These particles decay on time scales which vary widely, from trillionths of trillionths of seconds to millionths of a second, excepting the neutron (n) which looks quite unusual on this plot. Nevertheless, you can see that the dots aren’t randomly distributed. They cluster in interesting ways, and the question is: why?!

Learning From Particle Lifetimes

In the following figure, I’ve put some ovals around these clusters of dots, in order not only to draw your attention to the clustering but also to direct our thinking about their origins. In fact, each of these clusters reflects one of the forces of nature.

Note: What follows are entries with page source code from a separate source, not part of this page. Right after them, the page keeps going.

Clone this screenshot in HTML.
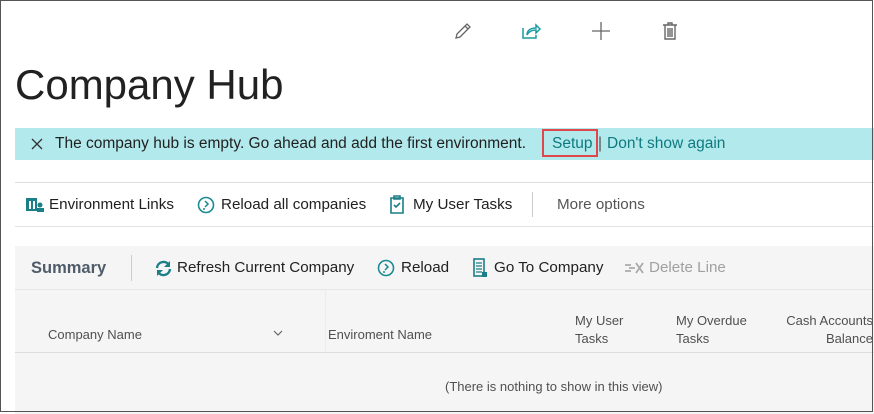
<!DOCTYPE html>
<html><head><style>
body{margin:0;width:874px;height:414px;overflow:hidden;background:#fff;font-family:"Liberation Sans",sans-serif;position:relative}
.a{position:absolute;white-space:nowrap}
.frame{position:absolute;left:0;top:0;width:871px;height:410px;border:1.5px solid #555;box-sizing:content-box}
.t{font-size:15.2px;color:#212121}
.h{font-size:13px;color:#505050}
</style></head><body>
<div class="a" style="left:15px;top:61px;font-size:42px;color:#212121">Company Hub</div>
<svg class="a" style="left:452px;top:20px" width="22" height="22" viewBox="0 0 22 22"><path d="M4 18l1-4L15 4l3 3L8 17z M13 6l3 3" fill="none" stroke="#666" stroke-width="1.3"/></svg>
<svg class="a" style="left:520px;top:20px" width="22" height="22" viewBox="0 0 22 22"><path d="M3 8v10h13v-3 M7 15c0-5 4-7 9-7V5l4 4-4 4v-3c-4 0-7 1-9 5" fill="none" stroke="#1a9ba1" stroke-width="1.5"/></svg>
<svg class="a" style="left:590px;top:20px" width="22" height="22" viewBox="0 0 22 22"><path d="M11 2v18M2 11h18" stroke="#666" stroke-width="1.3"/></svg>
<svg class="a" style="left:660px;top:20px" width="20" height="22" viewBox="0 0 20 22"><path d="M3 5h14M8 5V3h4v2M5 5v14h10V5M8 8v9M10 8v9M12 8v9" fill="none" stroke="#666" stroke-width="1.4"/></svg>
<div class="a" style="left:15px;top:128px;width:859px;height:32px;background:#b2e9ec"></div>
<svg class="a" style="left:30px;top:137px" width="14" height="14" viewBox="0 0 14 14"><path d="M2 2l10 10M12 2L2 12" stroke="#333" stroke-width="1.3"/></svg>
<div class="a" style="left:55px;top:135px;font-size:15.5px;color:#212121">The company hub is empty. Go ahead and add the first environment.</div>
<div class="a" style="left:542px;top:129px;width:56px;height:28px;border:2px solid #e0474c;box-sizing:border-box"></div>
<div class="a" style="left:552px;top:135px;font-size:15.5px;color:#0e7a7f">Setup</div>
<div class="a" style="left:598px;top:135px;font-size:15.5px;color:#555">|</div>
<div class="a" style="left:607px;top:135px;font-size:15.5px;color:#0e7a7f">Don't show again</div>
<div class="a" style="left:15px;top:182px;width:859px;height:1px;background:#ddd"></div>
<svg class="a" style="left:26px;top:197px" width="18" height="16" viewBox="0 0 18 16"><rect x="0" y="1" width="11" height="13" fill="#1a7f86"/><rect x="3" y="4" width="2" height="8" fill="#fff"/><rect x="7" y="4" width="2" height="8" fill="#fff"/><circle cx="14" cy="8" r="2.5" fill="#1a7f86"/><rect x="11" y="11" width="7" height="4" fill="#1a7f86"/></svg>
<div class="a t" style="left:49px;top:196px">Environment Links</div>
<svg class="a" style="left:197px;top:196px" width="18" height="18" viewBox="0 0 18 18"><circle cx="9" cy="9" r="7.5" fill="none" stroke="#1a8b91" stroke-width="1.6"/><path d="M8 5l3 3-3 3M6 13h2" fill="none" stroke="#1a8b91" stroke-width="1.5"/></svg>
<div class="a t" style="left:221px;top:196px">Reload all companies</div>
<svg class="a" style="left:389px;top:195px" width="16" height="19" viewBox="0 0 16 19"><path d="M2 3h12v15H2z M5 1h6v3H5z M5 10l2 2 4-4" fill="none" stroke="#1a7f86" stroke-width="1.6"/></svg>
<div class="a t" style="left:413px;top:196px">My User Tasks</div>
<div class="a" style="left:532px;top:192px;width:1px;height:25px;background:#ccc"></div>
<div class="a t" style="left:557px;top:196px;color:#555">More options</div>
<div class="a" style="left:15px;top:226px;width:859px;height:1px;background:#e2e2e2"></div>
<div class="a" style="left:15px;top:246px;width:859px;height:168px;background:#f5f5f5"></div>
<div class="a" style="left:15px;top:289px;width:859px;height:1px;background:#e6e6e6"></div>
<div class="a" style="left:31px;top:259px;font-size:16.5px;font-weight:bold;color:#505c6a">Summary</div>
<div class="a" style="left:131px;top:255px;width:1px;height:26px;background:#ccc"></div>
<svg class="a" style="left:155px;top:260px" width="17" height="17" viewBox="0 0 17 17"><path d="M2 8a6.5 6.5 0 0 1 12-3M15 9a6.5 6.5 0 0 1-12 3" fill="none" stroke="#1a7f86" stroke-width="2.4"/><path d="M15 1v6h-6zM2 16v-6h6z" fill="#1a7f86"/></svg>
<div class="a t" style="left:177px;top:259px">Refresh Current Company</div>
<svg class="a" style="left:377px;top:259px" width="18" height="18" viewBox="0 0 18 18"><circle cx="9" cy="9" r="7.5" fill="none" stroke="#1a8b91" stroke-width="1.6"/><path d="M8 5l3 3-3 3M6 13h2" fill="none" stroke="#1a8b91" stroke-width="1.5"/></svg>
<div class="a t" style="left:401px;top:259px">Reload</div>
<svg class="a" style="left:473px;top:258px" width="14" height="19" viewBox="0 0 14 19"><rect x="1" y="1" width="10" height="17" fill="none" stroke="#1a7f86" stroke-width="1.6"/><path d="M3 5h6M3 8h6M3 11h6M3 14h6" stroke="#1a7f86" stroke-width="1.2"/><rect x="9" y="14" width="5" height="5" fill="#1a7f86"/></svg>
<div class="a t" style="left:494px;top:259px">Go To Company</div>
<svg class="a" style="left:625px;top:261px" width="20" height="14" viewBox="0 0 20 14"><path d="M0 4h6M0 10h6M4 7h6M11 2l7 10M18 2l-7 10" stroke="#aaa" stroke-width="1.8"/></svg>
<div class="a t" style="left:649px;top:259px;color:#a0a0a0">Delete Line</div>
<div class="a" style="left:325px;top:290px;width:1px;height:62px;background:#ececec"></div>
<div class="a h" style="left:48px;top:327px">Company Name</div>
<svg class="a" style="left:272px;top:328px" width="12" height="10" viewBox="0 0 12 10"><path d="M2 3l4 4 4-4" fill="none" stroke="#666" stroke-width="1.2"/></svg>
<div class="a h" style="left:328px;top:327px">Enviroment Name</div>
<div class="a h" style="left:575px;top:312px;line-height:18px">My User<br>Tasks</div>
<div class="a h" style="left:676px;top:312px;line-height:18px">My Overdue<br>Tasks</div>
<div class="a h" style="left:785px;top:312px;line-height:18px;text-align:right;width:88px">Cash Accounts<br>Balance</div>
<div class="a" style="left:15px;top:352px;width:859px;height:1px;background:#ddd"></div>
<div class="a h" style="left:445px;top:379px">(There is nothing to show in this view)</div>
<div class="frame"></div>
</body></html>
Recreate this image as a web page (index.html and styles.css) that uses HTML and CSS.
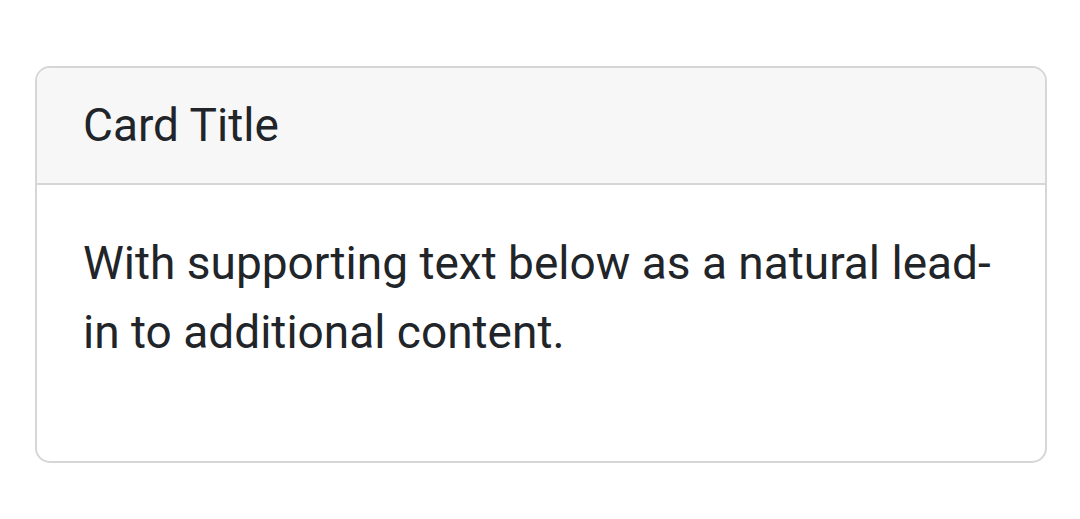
FILE: index.html
```html
<!DOCTYPE html>
<html lang="en">
<head>
    <meta charset="UTF-8">
    <meta name="viewport" content="width=device-width, initial-scale=1.0">
    <title>Card</title>
    <link rel="stylesheet" href="styles.css">
</head>
<body>
    <div class="card">
        <div class="card-header">Card Title</div>
        <div class="card-body">
            <p class="card-text">With supporting text below as a natural lead-in to additional content.</p>
        </div>
    </div>
</body>
</html>
```

FILE: styles.css
```css
body {
    margin: 0;
    padding: 66px 33px 0 35px;
    font-family: Roboto, "Noto Sans", sans-serif;
    font-size: 46px;
    line-height: 1.5;
    color: #212529;
    background: #fff;
}

.card {
    border: 2px solid #d6d6d6;
    border-radius: 15px;
    overflow: hidden;
    background: #fff;
}

.card-header {
    background: #f7f7f7;
    padding: 23px 46px;
    border-bottom: 2px solid #d6d6d6;
}

.card-body {
    padding: 44px 46px 48px;
}

.card-text {
    margin: 0 0 46px;
}
```
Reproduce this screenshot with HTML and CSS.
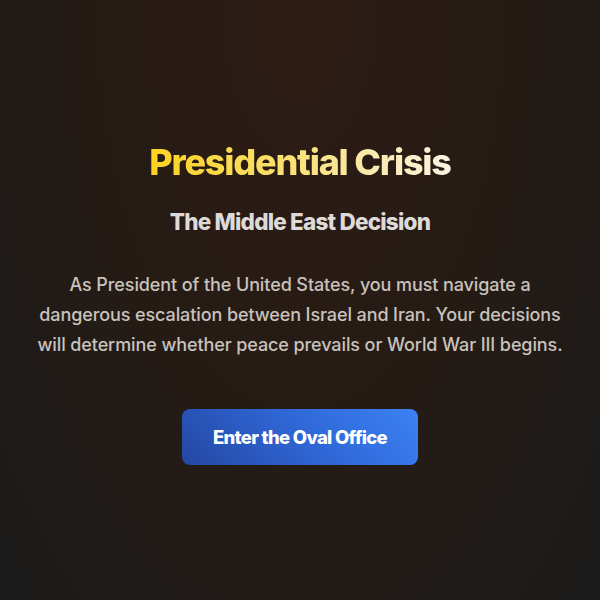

The one that’s most obvious is the cluster that lies along the blue dashed line. All of these particles are decaying by the weak nuclear “force”, in what we may call its “low-energy” or “virtual” manifestation, which we observe for particles of masses much below 50 GeV/c2. (Today I won’t discuss the origin of the blue dashed line, or why the particles lie along it; in my next post I’ll explain that it arises from so-called “virtual” W bosons.)

Figure 2: Same as in Figure 1, but with the particles clustered into classes according to the “force” that causes them to decay. The blue dashed line highlights a trend for weak-nuclear decays for particle masses below 50 GeV/c2; the lifetime of the neutron (n) secretly belongs on this line (star). The dotted red line shows the minimum lifetime a particle of that mass can have; a stronger force puts particles near this line, while a weaker one puts them well to the right.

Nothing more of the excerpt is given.